POLITICAL parties are now required by the Commission on Elections (Comelec) to disclose the number of their female candidates in time for the 2019 polls.
Comelec Commissioner Rowena V. Guanzon said the measure aims to encourage more political parties to field more female candidates and increase women representation in the government.
Under the new issuance, a political party is mandated to update their data sheets to indicate how many of its members are male and female.
“If they are aware that we are requiring it, maybe they will field more women candidates…because it’s [encouraging women in politics is] not in their consciousness before [organizing the political party],” Guanzon said.
To note, she has a proposal awaiting approval to require women membership in the Comelec’s determination of a dominant majority party and dominant minority party.

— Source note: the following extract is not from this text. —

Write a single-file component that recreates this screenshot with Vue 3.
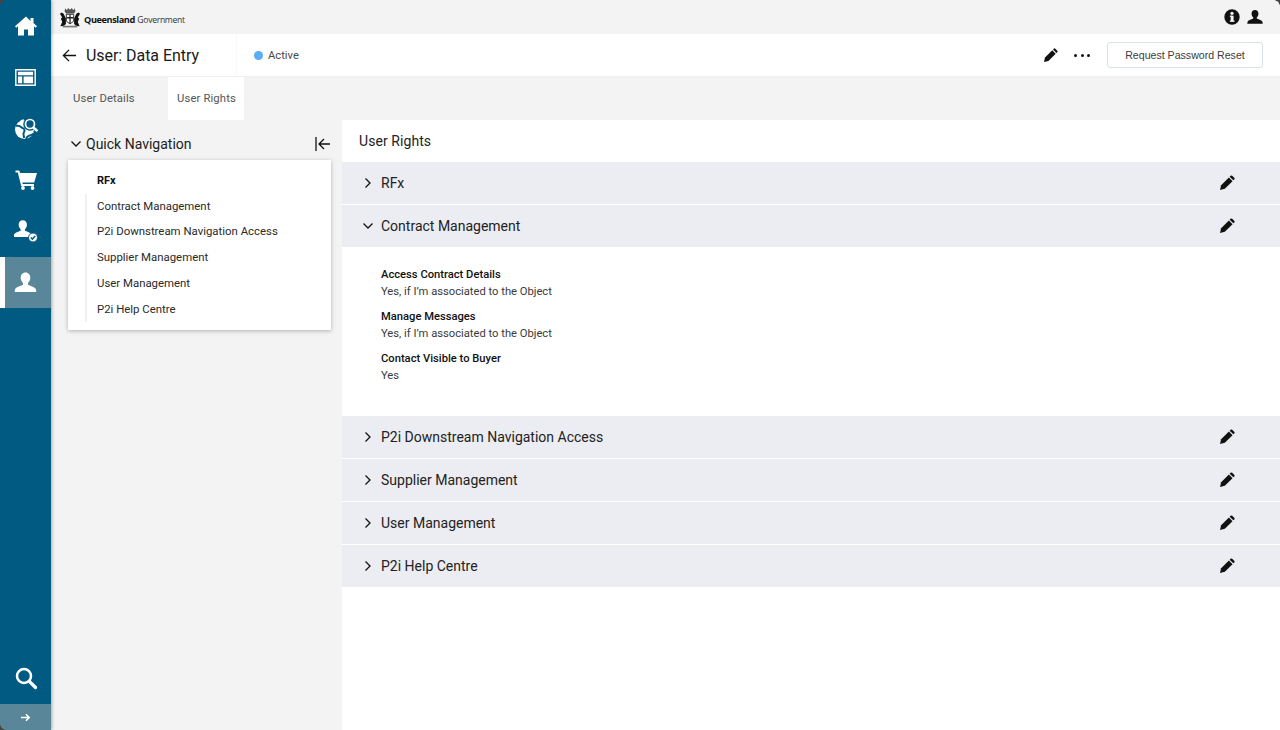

Guanzon’s proposal seeks to award additional points to a political party that has at least 30 percent women candidates in an election and boost such group’s chance to receive any of or both the two coveted titles. The proposal is currently still undergoing evaluation from the Comelec Law Department.

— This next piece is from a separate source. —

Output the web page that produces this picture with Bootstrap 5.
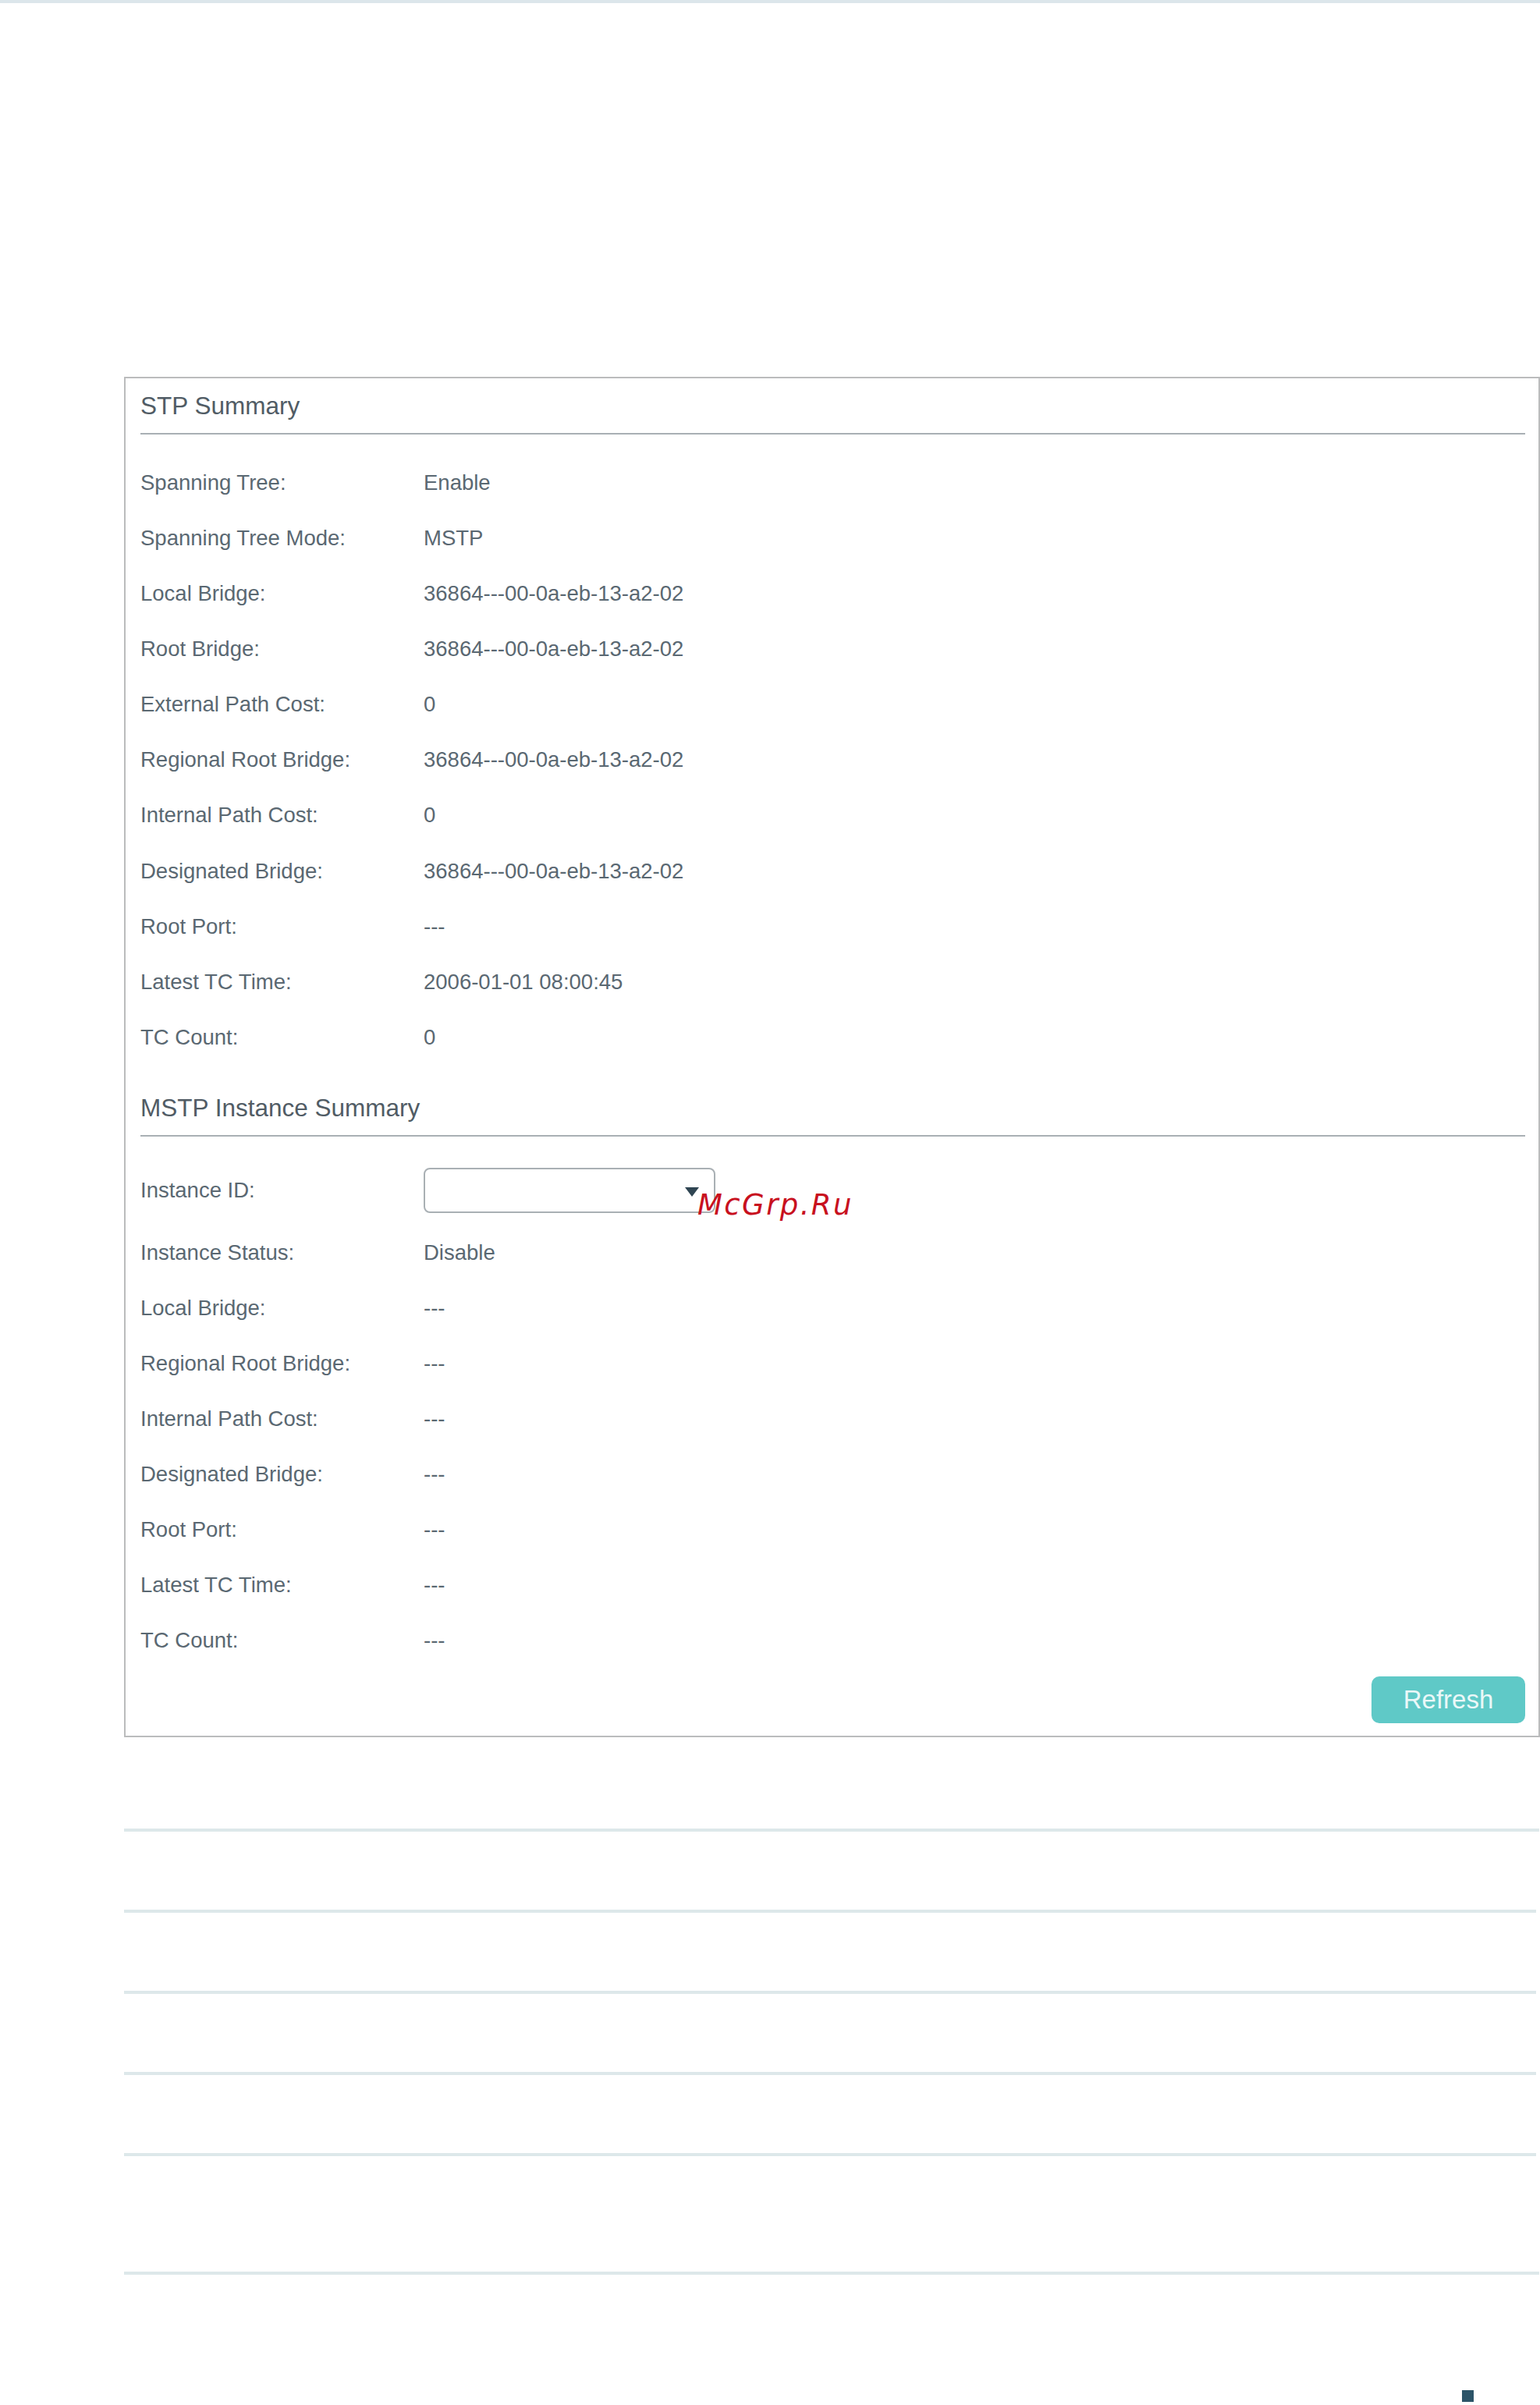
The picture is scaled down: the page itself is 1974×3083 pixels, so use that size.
<!DOCTYPE html>
<html lang="en">
<head>
  <meta charset="UTF-8" />
  <title>STP Summary</title>
  <link href="https://cdn.jsdelivr.net/npm/bootstrap@5.3.3/dist/css/bootstrap.min.css" rel="stylesheet"/>
  <style>
    body { background: #fff; font-family: "Liberation Sans", Arial, sans-serif; color: #5a6872; }
    .top-rule { height: 4px; background: #dce6eb; }
    .page-body { margin-left: 159px; padding-top: 479px; }
    .stp-panel { border: 2px solid #bbbcbd; height: 1744px; padding: 0 17px 0 19px; }
    .section-title {
      font-size: 31.5px; color: #515c65; border-bottom: 2px solid #a9b0b4;
      height: 72px; line-height: 70px;
    }
    .info-rows { padding-top: 26px; }
    .info-row { height: 71px; font-size: 27.5px; }
    .info-rows .info-row { height: 71.1px; }
    .info-label { width: 363px; }
    .second-title { margin-top: 20px; }
    .select-row { height: 58px; margin-top: 40px; margin-bottom: 15px; font-size: 27.5px; }
    .select-wrap { width: 374px; height: 58px; }
    .select-wrap .form-select {
      height: 100%; background-image: none; border: 2px solid #a9b0b4; border-radius: 8px;
    }
    .select-arrow { position: absolute; right: 21px; top: 25px; width: 18px; height: 12px; pointer-events: none; }
    .watermark {
      position: absolute; left: 894px; top: 1520px; font-family: "DejaVu Sans", sans-serif;
      font-style: italic; font-size: 37px; line-height: 50px; letter-spacing: 2.4px; color: #c8101e;
    }
    .btn-refresh {
      width: 197px; height: 60px; padding: 0; font-size: 33px; line-height: 60px; border: 0; border-radius: 10px;
      background: #5fc9c7; color: #eaf8f8;
    }
    .btn-refresh:hover { background: #5fc9c7; color: #eaf8f8; }
    .refresh-row { margin-top: 11px; }
    .foot-rules { margin-top: 117px; gap: 100px; }
    .foot-rule { height: 4px; background: #dde8ea; margin-right: 5px; }
    .foot-rule.wide { margin-right: 1px; }
    .foot-rule.last { margin-top: 48px; }
    .page-mark { width: 15px; height: 15px; background: #2c5468; margin: 148px 0 0 1715px; }
  </style>
</head>
<body>
<div class="top-rule"></div>
<div class="page-body">
  <div class="stp-panel">
    <div class="section-title">STP Summary</div>
    <div class="info-rows">
      <div class="info-row d-flex align-items-center"><div class="info-label">Spanning Tree:</div><div>Enable</div></div>
      <div class="info-row d-flex align-items-center"><div class="info-label">Spanning Tree Mode:</div><div>MSTP</div></div>
      <div class="info-row d-flex align-items-center"><div class="info-label">Local Bridge:</div><div>36864---00-0a-eb-13-a2-02</div></div>
      <div class="info-row d-flex align-items-center"><div class="info-label">Root Bridge:</div><div>36864---00-0a-eb-13-a2-02</div></div>
      <div class="info-row d-flex align-items-center"><div class="info-label">External Path Cost:</div><div>0</div></div>
      <div class="info-row d-flex align-items-center"><div class="info-label">Regional Root Bridge:</div><div>36864---00-0a-eb-13-a2-02</div></div>
      <div class="info-row d-flex align-items-center"><div class="info-label">Internal Path Cost:</div><div>0</div></div>
      <div class="info-row d-flex align-items-center"><div class="info-label">Designated Bridge:</div><div>36864---00-0a-eb-13-a2-02</div></div>
      <div class="info-row d-flex align-items-center"><div class="info-label">Root Port:</div><div>---</div></div>
      <div class="info-row d-flex align-items-center"><div class="info-label">Latest TC Time:</div><div>2006-01-01 08:00:45</div></div>
      <div class="info-row d-flex align-items-center"><div class="info-label">TC Count:</div><div>0</div></div>
    </div>
    <div class="section-title second-title">MSTP Instance Summary</div>
    <div class="select-row d-flex align-items-center">
      <div class="info-label">Instance ID:</div>
      <div class="select-wrap position-relative">
        <select class="form-select" aria-label="Instance ID"></select>
        <svg class="select-arrow" viewBox="0 0 18 12"><path d="M0 0h18L9 12z" fill="#2f4552"/></svg>
      </div>
    </div>
    <div class="info-row d-flex align-items-center"><div class="info-label">Instance Status:</div><div>Disable</div></div>
    <div class="info-row d-flex align-items-center"><div class="info-label">Local Bridge:</div><div>---</div></div>
    <div class="info-row d-flex align-items-center"><div class="info-label">Regional Root Bridge:</div><div>---</div></div>
    <div class="info-row d-flex align-items-center"><div class="info-label">Internal Path Cost:</div><div>---</div></div>
    <div class="info-row d-flex align-items-center"><div class="info-label">Designated Bridge:</div><div>---</div></div>
    <div class="info-row d-flex align-items-center"><div class="info-label">Root Port:</div><div>---</div></div>
    <div class="info-row d-flex align-items-center"><div class="info-label">Latest TC Time:</div><div>---</div></div>
    <div class="info-row d-flex align-items-center"><div class="info-label">TC Count:</div><div>---</div></div>
    <div class="refresh-row d-flex justify-content-end">
      <button type="button" class="btn btn-refresh">Refresh</button>
    </div>
  </div>
  <div class="foot-rules d-flex flex-column">
    <div class="foot-rule wide"></div>
    <div class="foot-rule"></div>
    <div class="foot-rule"></div>
    <div class="foot-rule"></div>
    <div class="foot-rule"></div>
    <div class="foot-rule wide last"></div>
  </div>
  <div class="page-mark"></div>
</div>
<div class="watermark">McGrp.Ru</div>
</body>
</html>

Guanzon is advocating for increased presence of women in the government “to foster more gender sensitivity” in its policies.
Data from Comelec showed that, out of almost 18,000 winning candidates in 2016 polls, only 3,849 are females, while the remaining 14,092 are males.

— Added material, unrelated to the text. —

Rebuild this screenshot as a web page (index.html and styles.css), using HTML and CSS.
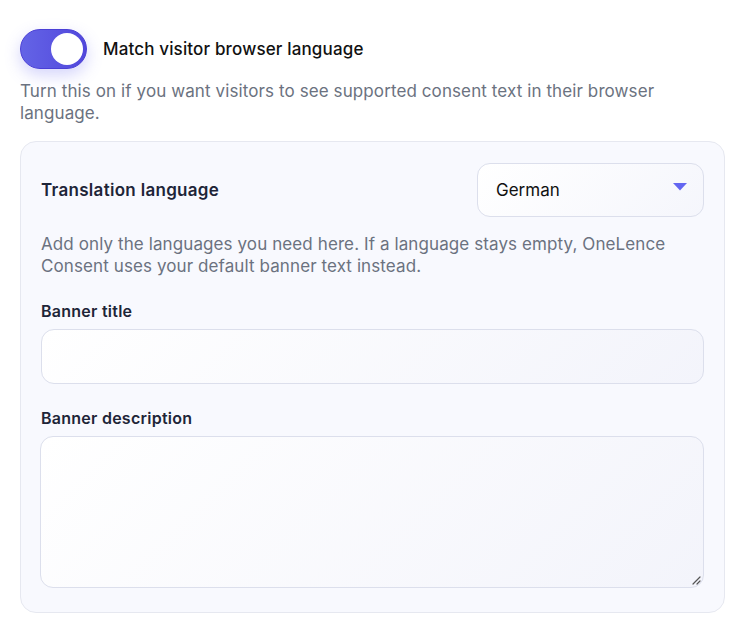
FILE: index.html
```html
<!DOCTYPE html>
<html lang="en">
<head>
<meta charset="utf-8">
<title>Translation settings</title>
<link rel="stylesheet" href="styles.css">
</head>
<body>
<div class="page">
  <label class="toggle-row">
    <span class="switch"><span class="knob"></span></span>
    <span class="toggle-label">Match visitor browser language</span>
  </label>
  <p class="hint">Turn this on if you want visitors to see supported consent text in their browser language.</p>

  <section class="card">
    <div class="lang-row">
      <span class="field-title">Translation language</span>
      <div class="select">
        <span>German</span>
        <svg class="caret" width="14" height="8" viewBox="0 0 14 8"><path d="M0 0 H14 L7 7.5 Z" fill="#6366f1"/></svg>
      </div>
    </div>
    <p class="hint card-hint">Add only the languages you need here. If a language stays empty, OneLence Consent uses your default banner text instead.</p>

    <label class="field-label">Banner title</label>
    <div class="input"></div>

    <label class="field-label">Banner description</label>
    <div class="textarea">
      <svg class="grip" width="10" height="10" viewBox="0 0 10 10"><path d="M9 2 L2 9 M9 6 L6 9" stroke="#555" stroke-width="1.2" stroke-linecap="round"/></svg>
    </div>
  </section>
</div>
</body>
</html>
```

FILE: styles.css
```css
* { box-sizing: border-box; }
html, body { margin: 0; background: #ffffff; }
body {
  font-family: Inter, "Noto Sans", "Liberation Sans", sans-serif;
  color: #111827;
}
.page {
  padding: 29px 25px 0 20px;
  width: 750px;
}
.toggle-row {
  display: flex;
  align-items: center;
  gap: 16px;
}
.switch {
  width: 67px;
  height: 40px;
  border-radius: 20px;
  background: linear-gradient(90deg, #6464e6 0%, #5147dc 100%);
  border: 1px solid #4a3fd6;
  box-shadow: 0 6px 16px rgba(99, 102, 241, 0.28);
  display: flex;
  align-items: center;
  justify-content: flex-end;
  padding-right: 3px;
}
.knob {
  width: 32px;
  height: 32px;
  border-radius: 50%;
  background: #ffffff;
}
.toggle-label {
  font-size: 17px;
  font-weight: 500;
  color: #111111;
  letter-spacing: 0.15px;
}
.hint {
  margin: 11px 0 0;
  font-size: 17px;
  line-height: 22px;
  color: #6b7280;
  letter-spacing: 0.1px;
}
.card {
  margin-top: 17px;
  border: 1px solid #e6e8f0;
  border-radius: 16px;
  background: #f8f9fe;
  padding: 21px 20px 24px 20px;
}
.lang-row {
  display: flex;
  align-items: center;
  justify-content: space-between;
}
.field-title {
  font-size: 17px;
  font-weight: 600;
  color: #1e2538;
  letter-spacing: 0.3px;
}
.select {
  width: 227px;
  height: 54px;
  border: 1px solid #dcdfec;
  border-radius: 13px;
  background: linear-gradient(135deg, #ffffff 0%, #f5f6fc 100%);
  display: flex;
  align-items: center;
  justify-content: space-between;
  padding: 0 16px 0 18px;
  font-size: 17px;
  color: #111111;
}
.caret { margin-top: -7px; }
.card-hint {
  margin-top: 16px;
}
.field-label {
  display: block;
  margin-top: 24px;
  font-size: 16px;
  line-height: 20px;
  font-weight: 600;
  color: #1e2538;
  letter-spacing: 0.25px;
}
.input {
  margin-top: 8px;
  height: 55px;
  border: 1px solid #dcdfec;
  border-radius: 13px;
  background: linear-gradient(135deg, #ffffff 0%, #f3f4fb 100%);
}
.textarea {
  margin-top: 8px;
  margin-left: -1px;
  height: 152px;
  border: 1px solid #dcdfec;
  border-radius: 13px;
  background: linear-gradient(135deg, #ffffff 0%, #f3f4fb 100%);
  display: flex;
  align-items: flex-end;
  justify-content: flex-end;
  padding: 0 2px 2px 0;
}
```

MEANWHILE, the coalition of the biggest labor groups in the country are set to meet this week to discuss the candidates organized labor will be endorsing for the 2019 elections.
In a text message, Nagkaisa Spokesman and Partido Manggagawa Chairman Renato Magtubo said they will be conducting a political summit from October 29 to 31 to be attended by 30 labor leaders.
Federation of Free Workers Vice President Julius Cainglet said the summit’s first day will be marked by discussions on issues like contractualization and wages that they want the government to prioritize.
“After that we will be discussing the candidates we may support,” Cainglet said adding that the possibility of block voting would also be considered.
However, Cainglet admitted this is unlikely to succeed.
He noted that local labor federations, historically, tend to be capable of only endorsing candidates within its membership.